▶ **Set exercise**
Search the listing below for the string "Tailwind" and copy every line where it occurs.

▶ **Records for the exercise**
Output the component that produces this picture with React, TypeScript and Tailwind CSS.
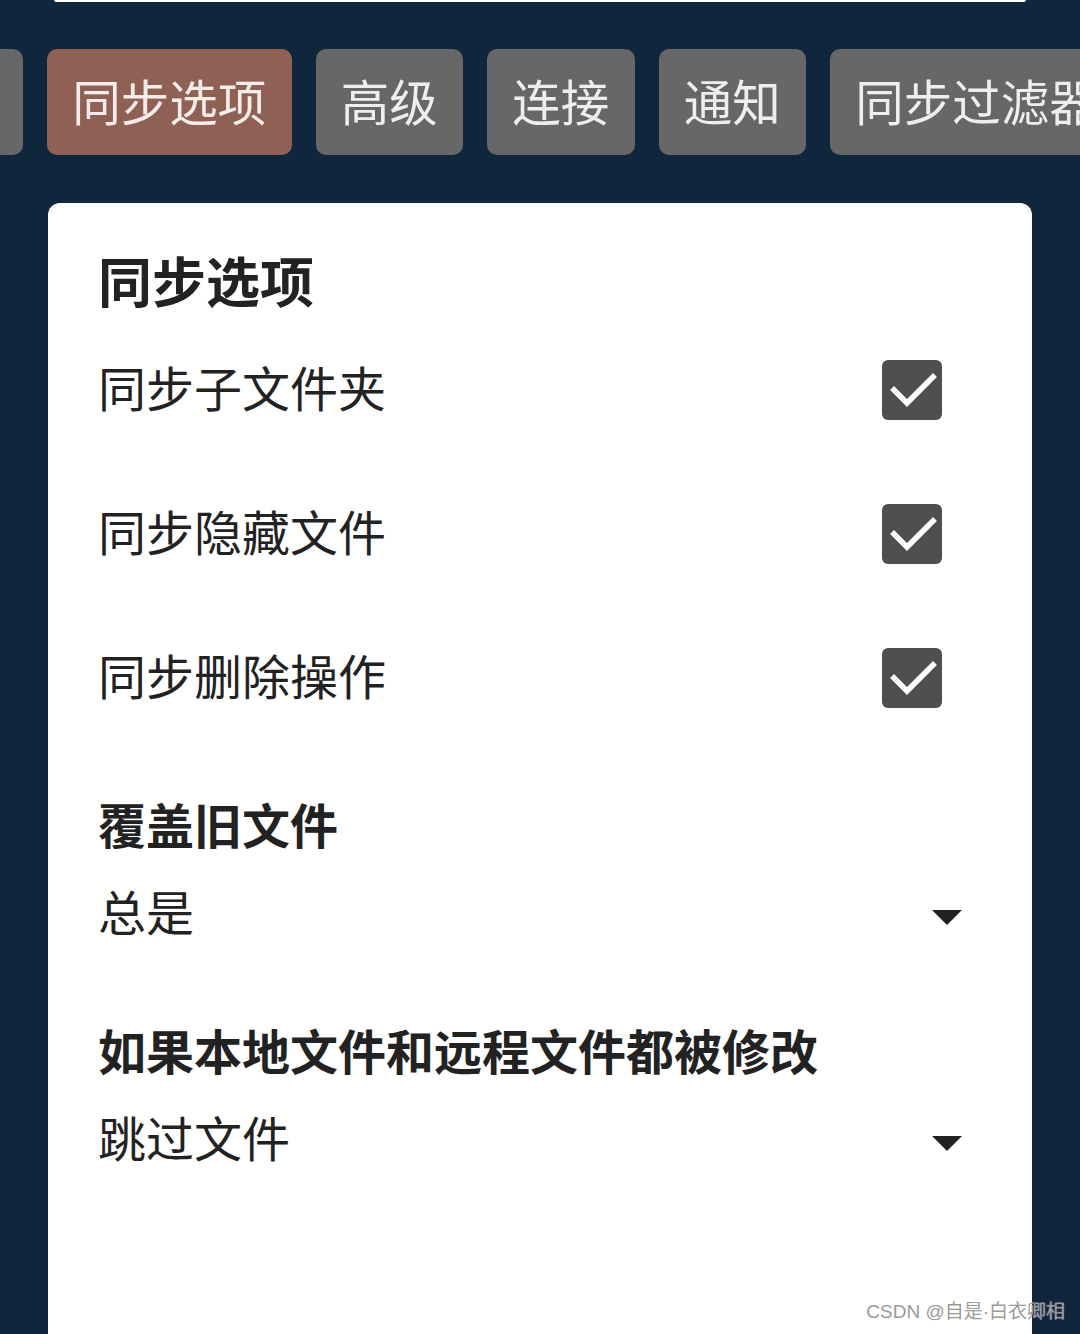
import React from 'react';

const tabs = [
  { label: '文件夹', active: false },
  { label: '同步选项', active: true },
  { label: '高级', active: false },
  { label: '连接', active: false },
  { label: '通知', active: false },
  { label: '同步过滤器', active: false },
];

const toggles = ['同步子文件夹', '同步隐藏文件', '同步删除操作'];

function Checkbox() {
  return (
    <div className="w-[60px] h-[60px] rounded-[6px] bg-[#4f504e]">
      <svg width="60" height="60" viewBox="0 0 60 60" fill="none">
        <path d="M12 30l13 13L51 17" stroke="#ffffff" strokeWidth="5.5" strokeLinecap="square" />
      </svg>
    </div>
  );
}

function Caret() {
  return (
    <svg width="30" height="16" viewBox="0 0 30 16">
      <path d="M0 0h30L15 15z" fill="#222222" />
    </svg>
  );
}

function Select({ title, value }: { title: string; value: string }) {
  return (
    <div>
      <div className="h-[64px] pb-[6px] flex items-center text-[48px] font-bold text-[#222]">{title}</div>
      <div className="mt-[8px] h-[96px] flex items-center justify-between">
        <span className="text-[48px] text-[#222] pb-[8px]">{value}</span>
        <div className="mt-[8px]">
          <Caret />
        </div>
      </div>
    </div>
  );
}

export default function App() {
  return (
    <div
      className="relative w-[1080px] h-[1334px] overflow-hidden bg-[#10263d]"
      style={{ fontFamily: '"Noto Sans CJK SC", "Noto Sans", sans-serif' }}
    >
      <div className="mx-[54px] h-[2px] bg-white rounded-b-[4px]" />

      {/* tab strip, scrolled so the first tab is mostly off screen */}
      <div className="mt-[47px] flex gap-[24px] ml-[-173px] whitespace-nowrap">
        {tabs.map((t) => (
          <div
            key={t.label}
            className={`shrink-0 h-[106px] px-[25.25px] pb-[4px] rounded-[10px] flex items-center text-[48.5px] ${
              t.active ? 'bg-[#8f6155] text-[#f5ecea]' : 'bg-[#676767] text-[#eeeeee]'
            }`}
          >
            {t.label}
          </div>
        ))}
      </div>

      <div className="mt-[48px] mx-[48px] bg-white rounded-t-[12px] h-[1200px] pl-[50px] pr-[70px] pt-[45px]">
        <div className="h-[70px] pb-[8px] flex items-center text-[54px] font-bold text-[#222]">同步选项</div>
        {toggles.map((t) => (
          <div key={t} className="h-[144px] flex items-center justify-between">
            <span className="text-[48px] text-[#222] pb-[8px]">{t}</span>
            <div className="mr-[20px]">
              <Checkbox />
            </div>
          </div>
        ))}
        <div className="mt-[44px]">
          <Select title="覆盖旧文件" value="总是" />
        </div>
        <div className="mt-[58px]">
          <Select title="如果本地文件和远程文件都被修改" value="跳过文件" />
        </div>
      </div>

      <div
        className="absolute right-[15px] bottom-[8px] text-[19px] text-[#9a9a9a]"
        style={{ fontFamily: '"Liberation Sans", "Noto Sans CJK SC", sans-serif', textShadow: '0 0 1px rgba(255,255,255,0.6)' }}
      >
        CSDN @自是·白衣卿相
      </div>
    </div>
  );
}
==
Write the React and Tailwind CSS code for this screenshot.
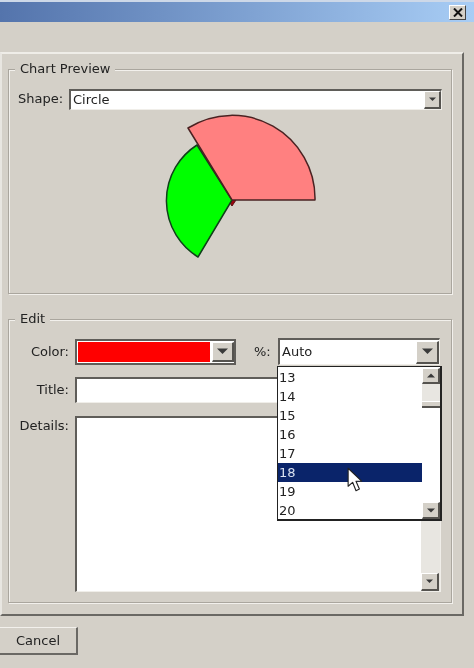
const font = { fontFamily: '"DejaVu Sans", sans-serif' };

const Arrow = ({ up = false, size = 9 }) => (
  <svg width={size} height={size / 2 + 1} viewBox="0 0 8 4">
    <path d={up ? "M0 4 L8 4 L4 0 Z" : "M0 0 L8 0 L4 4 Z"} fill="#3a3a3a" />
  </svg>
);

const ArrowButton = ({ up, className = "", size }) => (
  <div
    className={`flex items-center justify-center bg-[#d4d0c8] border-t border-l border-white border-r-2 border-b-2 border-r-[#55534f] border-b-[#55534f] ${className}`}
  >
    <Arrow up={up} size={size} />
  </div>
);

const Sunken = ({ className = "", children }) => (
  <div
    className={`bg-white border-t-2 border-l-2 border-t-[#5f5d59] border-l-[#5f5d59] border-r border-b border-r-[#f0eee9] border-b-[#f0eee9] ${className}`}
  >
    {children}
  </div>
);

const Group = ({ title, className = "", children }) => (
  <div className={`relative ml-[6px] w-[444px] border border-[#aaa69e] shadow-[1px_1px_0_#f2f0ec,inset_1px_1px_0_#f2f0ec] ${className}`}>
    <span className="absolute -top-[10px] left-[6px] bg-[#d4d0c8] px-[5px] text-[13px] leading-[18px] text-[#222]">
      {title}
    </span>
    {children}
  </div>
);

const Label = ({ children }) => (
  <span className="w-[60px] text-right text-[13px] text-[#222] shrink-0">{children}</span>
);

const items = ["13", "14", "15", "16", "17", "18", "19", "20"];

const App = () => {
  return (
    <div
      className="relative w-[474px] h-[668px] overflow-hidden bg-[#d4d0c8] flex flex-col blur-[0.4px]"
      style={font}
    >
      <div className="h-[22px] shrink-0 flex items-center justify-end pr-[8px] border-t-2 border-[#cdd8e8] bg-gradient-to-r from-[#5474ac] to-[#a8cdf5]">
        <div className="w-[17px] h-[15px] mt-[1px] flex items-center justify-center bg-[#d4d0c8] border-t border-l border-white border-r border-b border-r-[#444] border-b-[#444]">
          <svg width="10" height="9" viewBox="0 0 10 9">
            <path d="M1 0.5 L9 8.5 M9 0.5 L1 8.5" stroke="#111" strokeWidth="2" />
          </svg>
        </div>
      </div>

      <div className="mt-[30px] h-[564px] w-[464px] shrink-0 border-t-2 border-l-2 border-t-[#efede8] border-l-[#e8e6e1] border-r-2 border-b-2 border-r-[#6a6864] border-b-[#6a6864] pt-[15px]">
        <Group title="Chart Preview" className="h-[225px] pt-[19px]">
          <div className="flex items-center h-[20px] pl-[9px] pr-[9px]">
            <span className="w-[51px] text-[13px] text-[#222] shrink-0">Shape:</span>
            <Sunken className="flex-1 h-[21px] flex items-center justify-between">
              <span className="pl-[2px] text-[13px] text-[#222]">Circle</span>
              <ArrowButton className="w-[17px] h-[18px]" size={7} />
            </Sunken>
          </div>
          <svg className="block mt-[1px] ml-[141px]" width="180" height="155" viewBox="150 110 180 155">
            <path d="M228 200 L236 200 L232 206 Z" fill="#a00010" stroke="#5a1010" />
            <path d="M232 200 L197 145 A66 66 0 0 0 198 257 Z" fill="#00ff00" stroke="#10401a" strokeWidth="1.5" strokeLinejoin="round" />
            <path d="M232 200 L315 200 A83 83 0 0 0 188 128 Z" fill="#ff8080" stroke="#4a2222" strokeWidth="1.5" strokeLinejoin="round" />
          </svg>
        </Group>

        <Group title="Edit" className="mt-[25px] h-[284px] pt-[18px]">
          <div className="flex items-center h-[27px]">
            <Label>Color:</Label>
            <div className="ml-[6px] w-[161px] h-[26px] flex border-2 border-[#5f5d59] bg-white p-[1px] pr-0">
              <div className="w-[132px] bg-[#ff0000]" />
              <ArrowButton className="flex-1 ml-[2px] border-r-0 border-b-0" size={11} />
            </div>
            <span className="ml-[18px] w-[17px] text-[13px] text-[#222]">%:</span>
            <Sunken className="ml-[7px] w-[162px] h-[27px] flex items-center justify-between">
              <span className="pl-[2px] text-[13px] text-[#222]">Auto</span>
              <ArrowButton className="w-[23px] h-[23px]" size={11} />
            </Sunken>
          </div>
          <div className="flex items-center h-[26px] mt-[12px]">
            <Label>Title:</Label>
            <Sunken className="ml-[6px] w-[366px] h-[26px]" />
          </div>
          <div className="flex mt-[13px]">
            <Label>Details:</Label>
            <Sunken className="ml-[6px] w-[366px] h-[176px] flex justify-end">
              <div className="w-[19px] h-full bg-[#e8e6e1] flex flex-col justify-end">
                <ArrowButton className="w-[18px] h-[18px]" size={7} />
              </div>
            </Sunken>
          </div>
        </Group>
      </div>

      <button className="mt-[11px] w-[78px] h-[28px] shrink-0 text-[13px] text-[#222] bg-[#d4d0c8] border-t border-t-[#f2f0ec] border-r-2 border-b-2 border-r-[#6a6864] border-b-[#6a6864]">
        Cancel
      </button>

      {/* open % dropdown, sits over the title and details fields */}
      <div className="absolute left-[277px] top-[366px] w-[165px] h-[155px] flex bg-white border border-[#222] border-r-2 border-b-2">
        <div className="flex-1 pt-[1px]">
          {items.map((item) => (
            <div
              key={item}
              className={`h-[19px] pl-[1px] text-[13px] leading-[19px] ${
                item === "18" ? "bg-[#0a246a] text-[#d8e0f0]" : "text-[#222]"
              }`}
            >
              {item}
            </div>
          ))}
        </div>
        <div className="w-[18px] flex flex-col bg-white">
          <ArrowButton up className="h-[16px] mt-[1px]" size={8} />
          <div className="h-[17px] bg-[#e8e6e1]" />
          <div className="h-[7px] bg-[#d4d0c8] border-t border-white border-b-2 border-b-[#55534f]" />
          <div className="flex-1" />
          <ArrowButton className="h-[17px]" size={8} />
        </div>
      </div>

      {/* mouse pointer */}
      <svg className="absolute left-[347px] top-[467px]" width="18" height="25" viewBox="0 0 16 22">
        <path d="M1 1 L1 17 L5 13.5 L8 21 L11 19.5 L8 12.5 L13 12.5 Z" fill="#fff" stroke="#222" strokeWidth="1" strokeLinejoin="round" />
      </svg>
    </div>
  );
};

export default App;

▶ **Complete answer**
Output the component that produces this picture with React, TypeScript and Tailwind CSS.
Write the React and Tailwind CSS code for this screenshot.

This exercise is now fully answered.